• **Data provided**

________________________________________

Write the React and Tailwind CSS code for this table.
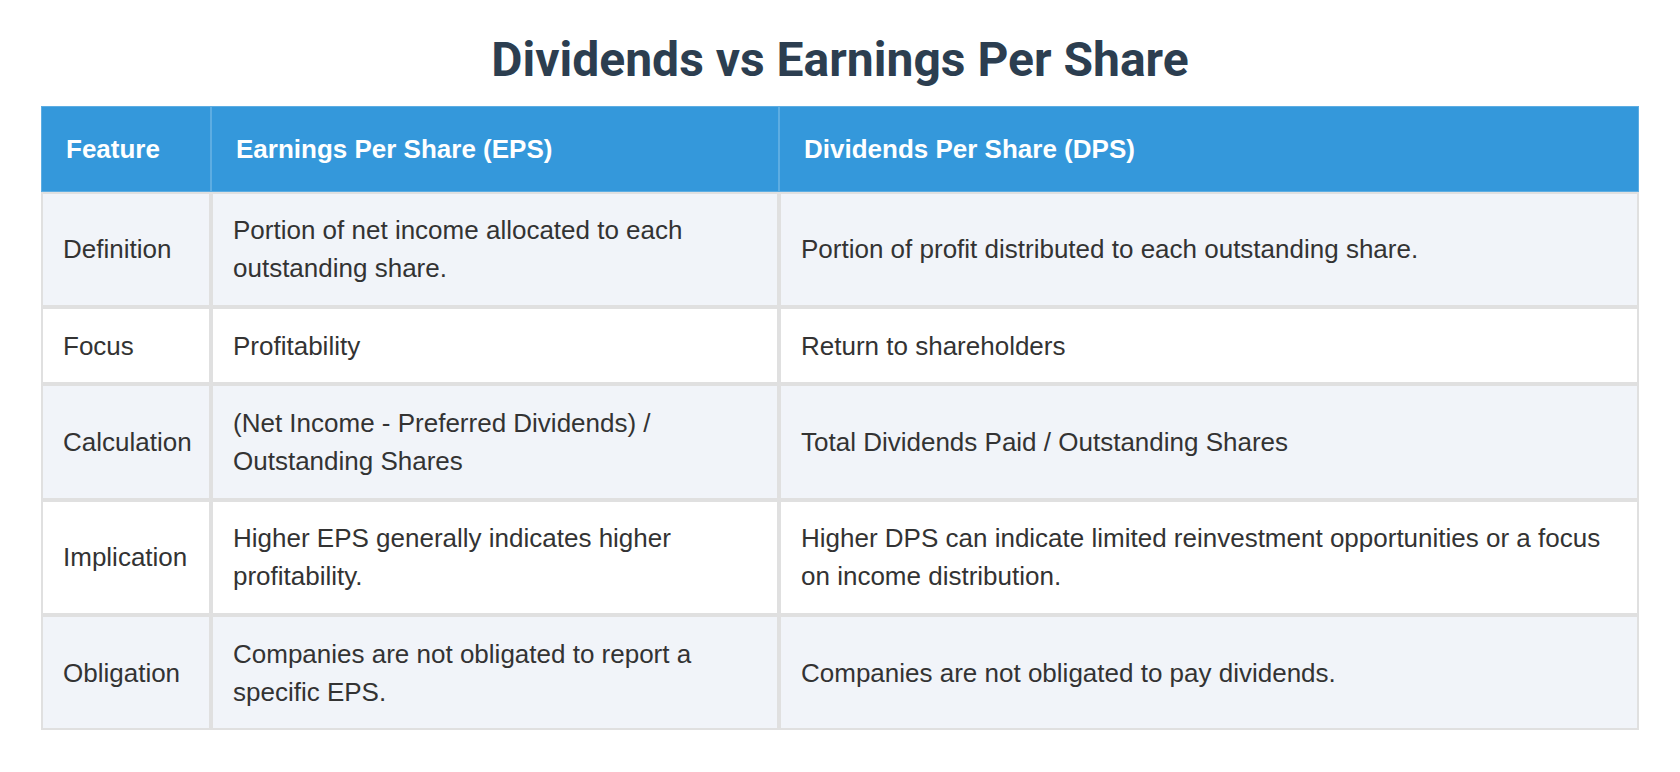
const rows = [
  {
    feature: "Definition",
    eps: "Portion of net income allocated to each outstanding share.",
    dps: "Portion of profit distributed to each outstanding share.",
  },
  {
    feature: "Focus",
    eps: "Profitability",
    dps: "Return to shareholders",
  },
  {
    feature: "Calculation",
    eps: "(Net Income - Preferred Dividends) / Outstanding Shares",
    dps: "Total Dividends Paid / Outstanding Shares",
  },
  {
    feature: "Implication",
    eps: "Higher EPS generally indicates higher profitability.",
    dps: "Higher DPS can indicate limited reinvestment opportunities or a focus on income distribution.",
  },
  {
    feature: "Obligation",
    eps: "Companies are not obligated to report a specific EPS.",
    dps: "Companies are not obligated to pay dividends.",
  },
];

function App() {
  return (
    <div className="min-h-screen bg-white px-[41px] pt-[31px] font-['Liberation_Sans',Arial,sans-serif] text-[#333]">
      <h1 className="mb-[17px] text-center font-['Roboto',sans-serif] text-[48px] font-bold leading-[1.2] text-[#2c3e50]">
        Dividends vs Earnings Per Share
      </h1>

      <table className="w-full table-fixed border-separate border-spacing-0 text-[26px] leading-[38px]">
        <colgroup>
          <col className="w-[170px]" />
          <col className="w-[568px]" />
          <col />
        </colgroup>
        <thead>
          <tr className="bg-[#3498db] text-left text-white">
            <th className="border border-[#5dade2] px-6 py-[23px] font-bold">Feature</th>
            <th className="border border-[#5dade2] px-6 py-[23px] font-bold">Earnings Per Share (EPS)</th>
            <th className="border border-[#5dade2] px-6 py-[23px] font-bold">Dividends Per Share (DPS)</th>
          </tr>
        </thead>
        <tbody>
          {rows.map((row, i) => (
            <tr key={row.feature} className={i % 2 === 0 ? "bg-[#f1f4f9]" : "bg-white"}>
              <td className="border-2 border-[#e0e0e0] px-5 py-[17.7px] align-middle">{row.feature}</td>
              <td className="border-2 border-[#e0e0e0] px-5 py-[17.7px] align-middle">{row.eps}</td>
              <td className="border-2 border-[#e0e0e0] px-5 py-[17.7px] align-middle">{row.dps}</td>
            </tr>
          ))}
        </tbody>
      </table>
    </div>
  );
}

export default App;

________________________________________

• **What you need to do**
Except for the pictures, reproduce every line exactly.

• **Answer to the problem**
Write the React and Tailwind CSS code for this table.
const rows = [
  {
    feature: "Definition",
    eps: "Portion of net income allocated to each outstanding share.",
    dps: "Portion of profit distributed to each outstanding share.",
  },
  {
    feature: "Focus",
    eps: "Profitability",
    dps: "Return to shareholders",
  },
  {
    feature: "Calculation",
    eps: "(Net Income - Preferred Dividends) / Outstanding Shares",
    dps: "Total Dividends Paid / Outstanding Shares",
  },
  {
    feature: "Implication",
    eps: "Higher EPS generally indicates higher profitability.",
    dps: "Higher DPS can indicate limited reinvestment opportunities or a focus on income distribution.",
  },
  {
    feature: "Obligation",
    eps: "Companies are not obligated to report a specific EPS.",
    dps: "Companies are not obligated to pay dividends.",
  },
];

function App() {
  return (
    <div className="min-h-screen bg-white px-[41px] pt-[31px] font-['Liberation_Sans',Arial,sans-serif] text-[#333]">
      <h1 className="mb-[17px] text-center font-['Roboto',sans-serif] text-[48px] font-bold leading-[1.2] text-[#2c3e50]">
        Dividends vs Earnings Per Share
      </h1>

      <table className="w-full table-fixed border-separate border-spacing-0 text-[26px] leading-[38px]">
        <colgroup>
          <col className="w-[170px]" />
          <col className="w-[568px]" />
          <col />
        </colgroup>
        <thead>
          <tr className="bg-[#3498db] text-left text-white">
            <th className="border border-[#5dade2] px-6 py-[23px] font-bold">Feature</th>
            <th className="border border-[#5dade2] px-6 py-[23px] font-bold">Earnings Per Share (EPS)</th>
            <th className="border border-[#5dade2] px-6 py-[23px] font-bold">Dividends Per Share (DPS)</th>
          </tr>
        </thead>
        <tbody>
          {rows.map((row, i) => (
            <tr key={row.feature} className={i % 2 === 0 ? "bg-[#f1f4f9]" : "bg-white"}>
              <td className="border-2 border-[#e0e0e0] px-5 py-[17.7px] align-middle">{row.feature}</td>
              <td className="border-2 border-[#e0e0e0] px-5 py-[17.7px] align-middle">{row.eps}</td>
              <td className="border-2 border-[#e0e0e0] px-5 py-[17.7px] align-middle">{row.dps}</td>
            </tr>
          ))}
        </tbody>
      </table>
    </div>
  );
}

export default App;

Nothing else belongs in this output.